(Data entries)
%%
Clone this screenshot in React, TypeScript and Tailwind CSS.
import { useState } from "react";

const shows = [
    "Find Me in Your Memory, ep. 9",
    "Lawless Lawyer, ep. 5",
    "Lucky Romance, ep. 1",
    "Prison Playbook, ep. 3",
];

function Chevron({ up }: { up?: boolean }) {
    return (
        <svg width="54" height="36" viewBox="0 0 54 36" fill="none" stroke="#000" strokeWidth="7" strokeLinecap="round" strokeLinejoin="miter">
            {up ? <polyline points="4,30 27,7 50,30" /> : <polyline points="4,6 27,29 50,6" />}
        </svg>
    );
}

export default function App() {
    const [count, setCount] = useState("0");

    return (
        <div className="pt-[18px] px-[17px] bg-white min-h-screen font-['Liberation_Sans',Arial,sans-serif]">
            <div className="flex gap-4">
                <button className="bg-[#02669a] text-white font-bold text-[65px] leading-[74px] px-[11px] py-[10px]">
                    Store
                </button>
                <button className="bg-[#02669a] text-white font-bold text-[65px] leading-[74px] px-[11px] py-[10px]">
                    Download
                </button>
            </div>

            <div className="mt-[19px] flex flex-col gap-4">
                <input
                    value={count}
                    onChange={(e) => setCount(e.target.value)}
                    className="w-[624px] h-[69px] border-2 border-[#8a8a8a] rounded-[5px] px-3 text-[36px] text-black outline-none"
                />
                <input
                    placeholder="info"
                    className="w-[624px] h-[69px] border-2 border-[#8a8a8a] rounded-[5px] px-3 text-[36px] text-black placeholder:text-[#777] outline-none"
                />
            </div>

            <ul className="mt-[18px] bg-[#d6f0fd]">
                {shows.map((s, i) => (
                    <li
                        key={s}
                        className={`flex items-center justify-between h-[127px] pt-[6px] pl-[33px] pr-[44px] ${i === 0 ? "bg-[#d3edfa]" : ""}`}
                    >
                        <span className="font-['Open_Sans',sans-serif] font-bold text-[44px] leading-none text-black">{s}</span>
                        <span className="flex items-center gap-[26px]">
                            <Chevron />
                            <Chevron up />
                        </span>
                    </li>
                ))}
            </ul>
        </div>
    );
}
%%
%%
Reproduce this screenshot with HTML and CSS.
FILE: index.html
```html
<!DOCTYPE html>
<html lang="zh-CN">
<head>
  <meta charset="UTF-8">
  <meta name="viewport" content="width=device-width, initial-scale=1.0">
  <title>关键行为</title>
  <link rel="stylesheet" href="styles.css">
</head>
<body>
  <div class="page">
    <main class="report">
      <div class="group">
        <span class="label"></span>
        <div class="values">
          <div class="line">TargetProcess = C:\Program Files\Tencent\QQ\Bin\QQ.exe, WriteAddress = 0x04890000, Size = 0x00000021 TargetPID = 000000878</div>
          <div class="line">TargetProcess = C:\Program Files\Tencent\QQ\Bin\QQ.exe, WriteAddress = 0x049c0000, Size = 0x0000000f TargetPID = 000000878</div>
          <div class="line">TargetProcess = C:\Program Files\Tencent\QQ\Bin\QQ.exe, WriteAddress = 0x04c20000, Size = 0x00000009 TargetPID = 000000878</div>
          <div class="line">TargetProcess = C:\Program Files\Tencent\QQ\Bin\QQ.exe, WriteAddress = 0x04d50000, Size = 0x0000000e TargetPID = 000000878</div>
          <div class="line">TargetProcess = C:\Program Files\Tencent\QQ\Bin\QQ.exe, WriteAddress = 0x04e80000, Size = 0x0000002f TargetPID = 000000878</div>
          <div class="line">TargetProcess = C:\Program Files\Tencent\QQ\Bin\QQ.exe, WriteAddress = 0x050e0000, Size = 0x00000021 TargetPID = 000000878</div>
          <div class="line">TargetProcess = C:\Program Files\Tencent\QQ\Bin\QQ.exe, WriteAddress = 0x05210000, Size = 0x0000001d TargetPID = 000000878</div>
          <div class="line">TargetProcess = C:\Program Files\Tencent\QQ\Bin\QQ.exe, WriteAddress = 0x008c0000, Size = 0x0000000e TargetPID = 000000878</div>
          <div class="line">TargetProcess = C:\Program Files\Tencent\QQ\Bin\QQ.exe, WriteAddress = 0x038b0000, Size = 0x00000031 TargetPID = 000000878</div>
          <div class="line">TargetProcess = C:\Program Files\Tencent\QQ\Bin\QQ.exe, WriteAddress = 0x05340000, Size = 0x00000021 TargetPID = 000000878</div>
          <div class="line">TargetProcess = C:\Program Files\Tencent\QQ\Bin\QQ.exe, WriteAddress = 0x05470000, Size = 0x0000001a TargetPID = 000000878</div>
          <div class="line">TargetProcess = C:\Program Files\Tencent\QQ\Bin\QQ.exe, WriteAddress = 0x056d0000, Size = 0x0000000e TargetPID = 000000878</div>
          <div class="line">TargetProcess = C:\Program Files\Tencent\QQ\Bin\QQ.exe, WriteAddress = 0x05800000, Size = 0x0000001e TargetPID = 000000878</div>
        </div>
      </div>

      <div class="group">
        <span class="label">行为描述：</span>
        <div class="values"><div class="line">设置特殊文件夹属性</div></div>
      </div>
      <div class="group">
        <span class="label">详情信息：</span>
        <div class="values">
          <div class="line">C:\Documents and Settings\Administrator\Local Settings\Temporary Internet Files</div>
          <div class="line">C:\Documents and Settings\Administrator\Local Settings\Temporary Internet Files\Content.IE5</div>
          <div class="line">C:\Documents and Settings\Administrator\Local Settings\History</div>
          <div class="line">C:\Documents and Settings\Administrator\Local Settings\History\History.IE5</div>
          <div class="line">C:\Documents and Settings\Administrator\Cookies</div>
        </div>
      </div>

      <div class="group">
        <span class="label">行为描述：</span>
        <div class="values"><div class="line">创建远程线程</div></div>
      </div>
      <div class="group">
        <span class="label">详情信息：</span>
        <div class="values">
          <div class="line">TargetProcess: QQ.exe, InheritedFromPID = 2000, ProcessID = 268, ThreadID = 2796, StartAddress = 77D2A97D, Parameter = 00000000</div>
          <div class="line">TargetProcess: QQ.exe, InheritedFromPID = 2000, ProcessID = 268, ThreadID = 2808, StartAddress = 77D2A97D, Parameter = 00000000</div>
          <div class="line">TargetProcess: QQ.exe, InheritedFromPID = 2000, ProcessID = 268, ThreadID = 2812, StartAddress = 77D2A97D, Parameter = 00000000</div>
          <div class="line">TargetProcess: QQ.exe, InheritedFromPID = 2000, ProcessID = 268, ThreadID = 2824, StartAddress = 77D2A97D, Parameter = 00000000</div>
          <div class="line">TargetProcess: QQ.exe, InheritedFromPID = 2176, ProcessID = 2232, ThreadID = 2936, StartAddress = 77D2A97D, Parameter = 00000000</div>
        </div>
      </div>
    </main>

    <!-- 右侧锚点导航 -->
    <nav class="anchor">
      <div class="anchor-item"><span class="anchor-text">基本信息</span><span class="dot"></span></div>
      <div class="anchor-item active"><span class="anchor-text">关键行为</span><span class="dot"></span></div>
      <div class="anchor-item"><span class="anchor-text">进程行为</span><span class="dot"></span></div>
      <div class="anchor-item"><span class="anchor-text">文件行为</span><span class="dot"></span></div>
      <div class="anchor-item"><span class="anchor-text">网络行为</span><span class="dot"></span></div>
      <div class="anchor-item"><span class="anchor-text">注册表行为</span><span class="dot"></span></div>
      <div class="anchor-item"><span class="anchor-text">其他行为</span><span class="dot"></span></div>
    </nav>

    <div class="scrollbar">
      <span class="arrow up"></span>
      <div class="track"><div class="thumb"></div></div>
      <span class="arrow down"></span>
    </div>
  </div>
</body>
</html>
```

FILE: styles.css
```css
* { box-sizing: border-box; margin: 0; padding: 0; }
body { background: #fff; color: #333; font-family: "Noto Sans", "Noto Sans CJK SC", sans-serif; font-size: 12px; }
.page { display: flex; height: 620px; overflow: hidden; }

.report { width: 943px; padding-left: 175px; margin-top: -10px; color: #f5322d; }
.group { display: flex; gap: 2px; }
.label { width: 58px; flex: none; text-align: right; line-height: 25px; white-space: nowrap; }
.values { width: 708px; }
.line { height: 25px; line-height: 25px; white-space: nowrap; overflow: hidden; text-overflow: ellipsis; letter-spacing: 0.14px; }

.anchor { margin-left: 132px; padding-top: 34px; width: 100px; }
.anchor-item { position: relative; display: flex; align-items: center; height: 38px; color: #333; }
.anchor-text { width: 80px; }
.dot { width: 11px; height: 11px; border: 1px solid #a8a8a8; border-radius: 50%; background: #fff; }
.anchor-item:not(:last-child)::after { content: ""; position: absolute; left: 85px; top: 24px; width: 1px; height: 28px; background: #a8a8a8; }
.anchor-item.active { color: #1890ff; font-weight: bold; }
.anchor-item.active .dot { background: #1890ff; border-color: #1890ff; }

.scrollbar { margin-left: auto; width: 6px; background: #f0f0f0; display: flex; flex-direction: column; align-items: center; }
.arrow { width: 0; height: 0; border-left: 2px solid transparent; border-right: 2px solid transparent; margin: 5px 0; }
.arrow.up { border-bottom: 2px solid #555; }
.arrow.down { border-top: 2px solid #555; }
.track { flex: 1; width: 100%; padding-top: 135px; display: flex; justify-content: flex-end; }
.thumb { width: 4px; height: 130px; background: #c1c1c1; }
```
%%
> [PROBLEM STATEMENT]
Look through the data above. Find each line with the string "this" and copy it.

> [FINAL RESULT]
Clone this screenshot in React, TypeScript and Tailwind CSS.
Reproduce this screenshot with HTML and CSS.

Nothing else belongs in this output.